(Entries with page source code)
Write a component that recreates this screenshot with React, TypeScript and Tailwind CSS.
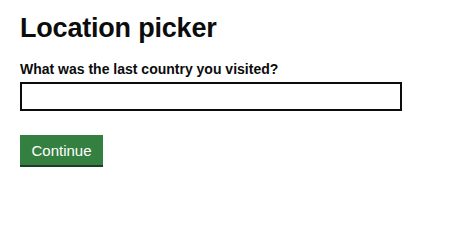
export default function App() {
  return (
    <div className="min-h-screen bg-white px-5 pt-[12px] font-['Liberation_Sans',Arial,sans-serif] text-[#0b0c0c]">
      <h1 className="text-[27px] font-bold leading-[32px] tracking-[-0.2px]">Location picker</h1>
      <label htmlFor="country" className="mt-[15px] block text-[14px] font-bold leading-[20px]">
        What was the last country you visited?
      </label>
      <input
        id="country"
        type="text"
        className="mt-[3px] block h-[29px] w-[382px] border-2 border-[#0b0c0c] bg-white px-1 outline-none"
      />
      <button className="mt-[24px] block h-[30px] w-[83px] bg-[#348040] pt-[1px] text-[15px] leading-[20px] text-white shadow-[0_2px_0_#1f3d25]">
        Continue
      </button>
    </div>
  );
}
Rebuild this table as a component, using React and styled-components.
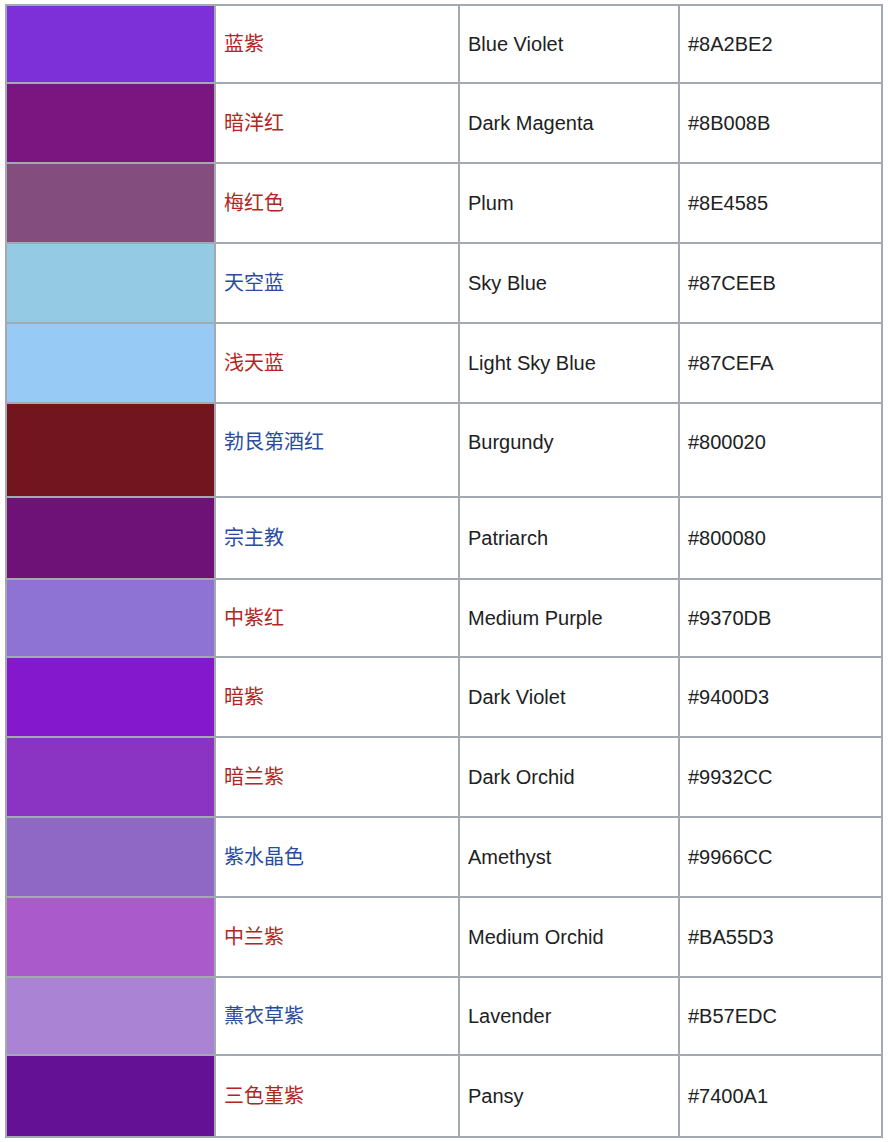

What the exercise asks
The listing above must be printed again exactly, minus its pictures.

Response
Write a component that recreates this screenshot with React, TypeScript and Tailwind CSS.
export default function App() {
  return (
    <div className="min-h-screen bg-white px-5 pt-[12px] font-['Liberation_Sans',Arial,sans-serif] text-[#0b0c0c]">
      <h1 className="text-[27px] font-bold leading-[32px] tracking-[-0.2px]">Location picker</h1>
      <label htmlFor="country" className="mt-[15px] block text-[14px] font-bold leading-[20px]">
        What was the last country you visited?
      </label>
      <input
        id="country"
        type="text"
        className="mt-[3px] block h-[29px] w-[382px] border-2 border-[#0b0c0c] bg-white px-1 outline-none"
      />
      <button className="mt-[24px] block h-[30px] w-[83px] bg-[#348040] pt-[1px] text-[15px] leading-[20px] text-white shadow-[0_2px_0_#1f3d25]">
        Continue
      </button>
    </div>
  );
}
Rebuild this table as a component, using React and styled-components.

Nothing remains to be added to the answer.